Fewer and fewer events give you that kind of private payoff if you're there to see them. Now, when a heckler shouts, "Go fuck yourself, Mr. Cheney!" at the vice president, or Stephen Colbert appalls the audience at the White House Correspondents Dinner, those tiny-audience cable-news incidents propagate online, picking up viewers as they go.
With Web video, you can go back and inhabit the moment of your choosing. You can see The Replacements live, in the early '80s, with a skinny teenage Paul Westerberg. You can see the legendary Frank Zappa appearance on "Crossfire," all 20-plus minutes of it, as he bears the indignation of the anti-smut crusade with the dignity of an only slightly more tetchy version of Jesus, jeered by the mob. America is heading for a "fascist theocracy," Zappa says, to hoots.

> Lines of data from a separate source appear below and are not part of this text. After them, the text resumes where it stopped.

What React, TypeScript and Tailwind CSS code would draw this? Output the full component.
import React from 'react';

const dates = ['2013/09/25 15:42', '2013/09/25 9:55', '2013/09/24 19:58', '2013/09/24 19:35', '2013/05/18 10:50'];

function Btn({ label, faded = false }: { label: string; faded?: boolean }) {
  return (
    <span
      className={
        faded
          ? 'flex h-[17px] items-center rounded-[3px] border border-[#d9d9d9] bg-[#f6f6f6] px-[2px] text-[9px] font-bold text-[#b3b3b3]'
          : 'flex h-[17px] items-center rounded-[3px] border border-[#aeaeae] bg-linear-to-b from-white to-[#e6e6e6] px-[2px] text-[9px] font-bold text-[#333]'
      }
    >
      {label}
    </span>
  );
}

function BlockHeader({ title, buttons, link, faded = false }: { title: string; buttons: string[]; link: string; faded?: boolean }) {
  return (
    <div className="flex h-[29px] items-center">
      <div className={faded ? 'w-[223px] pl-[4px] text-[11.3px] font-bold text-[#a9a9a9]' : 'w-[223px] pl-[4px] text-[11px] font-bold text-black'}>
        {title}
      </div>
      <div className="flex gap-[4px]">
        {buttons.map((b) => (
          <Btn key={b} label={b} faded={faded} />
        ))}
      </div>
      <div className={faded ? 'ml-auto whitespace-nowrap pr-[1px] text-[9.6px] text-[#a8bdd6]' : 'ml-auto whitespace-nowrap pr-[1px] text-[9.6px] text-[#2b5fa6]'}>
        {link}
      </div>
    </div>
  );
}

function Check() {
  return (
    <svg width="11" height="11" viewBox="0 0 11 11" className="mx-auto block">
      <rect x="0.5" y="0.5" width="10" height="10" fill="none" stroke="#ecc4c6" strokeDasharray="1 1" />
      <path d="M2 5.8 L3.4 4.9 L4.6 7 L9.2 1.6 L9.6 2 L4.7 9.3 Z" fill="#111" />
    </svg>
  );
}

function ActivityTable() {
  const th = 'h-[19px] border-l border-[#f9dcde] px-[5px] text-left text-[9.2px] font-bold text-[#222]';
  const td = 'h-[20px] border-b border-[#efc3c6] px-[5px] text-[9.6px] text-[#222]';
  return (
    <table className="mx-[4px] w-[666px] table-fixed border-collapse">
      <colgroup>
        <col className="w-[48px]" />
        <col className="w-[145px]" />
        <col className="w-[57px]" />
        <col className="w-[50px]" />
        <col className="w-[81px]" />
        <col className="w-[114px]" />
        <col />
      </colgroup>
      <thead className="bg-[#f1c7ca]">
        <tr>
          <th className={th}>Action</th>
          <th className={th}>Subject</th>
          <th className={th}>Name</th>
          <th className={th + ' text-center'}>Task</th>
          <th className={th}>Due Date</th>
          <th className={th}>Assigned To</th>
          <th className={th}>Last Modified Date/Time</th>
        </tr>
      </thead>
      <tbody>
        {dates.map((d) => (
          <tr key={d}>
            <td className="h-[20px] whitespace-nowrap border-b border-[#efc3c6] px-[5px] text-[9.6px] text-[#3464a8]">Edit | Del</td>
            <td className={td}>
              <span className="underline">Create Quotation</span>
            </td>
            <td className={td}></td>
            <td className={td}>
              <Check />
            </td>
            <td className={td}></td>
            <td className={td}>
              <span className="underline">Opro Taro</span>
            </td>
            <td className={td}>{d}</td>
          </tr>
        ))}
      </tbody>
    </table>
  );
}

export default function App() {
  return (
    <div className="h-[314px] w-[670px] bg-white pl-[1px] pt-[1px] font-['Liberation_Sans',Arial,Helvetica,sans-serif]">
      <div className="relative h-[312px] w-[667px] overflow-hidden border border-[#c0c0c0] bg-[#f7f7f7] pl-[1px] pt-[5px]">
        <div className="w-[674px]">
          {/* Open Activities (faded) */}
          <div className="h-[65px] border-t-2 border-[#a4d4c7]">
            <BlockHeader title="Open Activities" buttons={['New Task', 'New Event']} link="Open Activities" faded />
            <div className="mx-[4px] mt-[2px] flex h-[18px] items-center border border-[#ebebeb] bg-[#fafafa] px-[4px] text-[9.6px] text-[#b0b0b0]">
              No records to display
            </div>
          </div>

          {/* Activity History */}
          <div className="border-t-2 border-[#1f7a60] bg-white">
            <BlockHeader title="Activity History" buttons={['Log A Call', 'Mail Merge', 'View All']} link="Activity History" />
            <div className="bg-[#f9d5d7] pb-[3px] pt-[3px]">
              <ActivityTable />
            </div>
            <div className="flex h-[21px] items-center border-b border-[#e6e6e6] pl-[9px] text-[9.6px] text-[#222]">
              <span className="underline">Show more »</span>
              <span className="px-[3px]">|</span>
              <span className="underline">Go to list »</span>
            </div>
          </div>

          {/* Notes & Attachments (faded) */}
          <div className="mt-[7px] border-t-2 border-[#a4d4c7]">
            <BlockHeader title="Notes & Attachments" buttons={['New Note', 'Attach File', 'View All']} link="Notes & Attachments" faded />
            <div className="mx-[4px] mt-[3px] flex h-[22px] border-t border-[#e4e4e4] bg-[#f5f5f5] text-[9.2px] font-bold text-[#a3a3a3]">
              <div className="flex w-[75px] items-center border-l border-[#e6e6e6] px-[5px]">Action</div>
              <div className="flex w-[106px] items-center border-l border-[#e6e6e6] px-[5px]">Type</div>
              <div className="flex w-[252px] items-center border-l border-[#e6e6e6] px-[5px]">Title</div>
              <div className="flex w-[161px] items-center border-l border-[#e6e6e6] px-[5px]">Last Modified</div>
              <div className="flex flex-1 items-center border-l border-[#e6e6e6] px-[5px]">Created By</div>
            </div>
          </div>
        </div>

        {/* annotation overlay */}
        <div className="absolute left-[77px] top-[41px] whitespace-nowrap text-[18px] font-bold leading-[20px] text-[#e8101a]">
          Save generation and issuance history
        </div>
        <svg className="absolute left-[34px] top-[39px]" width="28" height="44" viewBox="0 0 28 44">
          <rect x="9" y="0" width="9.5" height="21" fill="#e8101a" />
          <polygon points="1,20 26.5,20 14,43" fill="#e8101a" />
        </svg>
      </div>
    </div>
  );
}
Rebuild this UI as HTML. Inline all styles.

And famously inaccessible or suppressed material is there for the taking. Curious about "Heil Honey, I'm Home!" the extremely short-lived British television show ironically casting Adolf Hitler and Eva Braun in a deliberately schlocky old-fashioned American sitcom? There it is. (It's not good.)
The Zapruder film is up, too, in a range of varieties: regular, close-up, steadied. So is the shooting of Lee Harvey Oswald oddly old-fashioned and rinky-dink, as historic events go, with a tiny cast of players, like a community-access show staged by a guy with no friends. Or like a window on a world without television.
But you can't live without television anymore. The Pixies, at one point, tried to defy it, recording an unwatchably tedious music video for their single "Velouria." It was a single take, in ultra-slow motion, of the band members running across a field of rocks and out of view. In the music-video industry, it was an act of self-immolation: It's widely held that the video aired only once. As I write this, it has been viewed 2,917 times on YouTube, and someone else has posted a tribute video.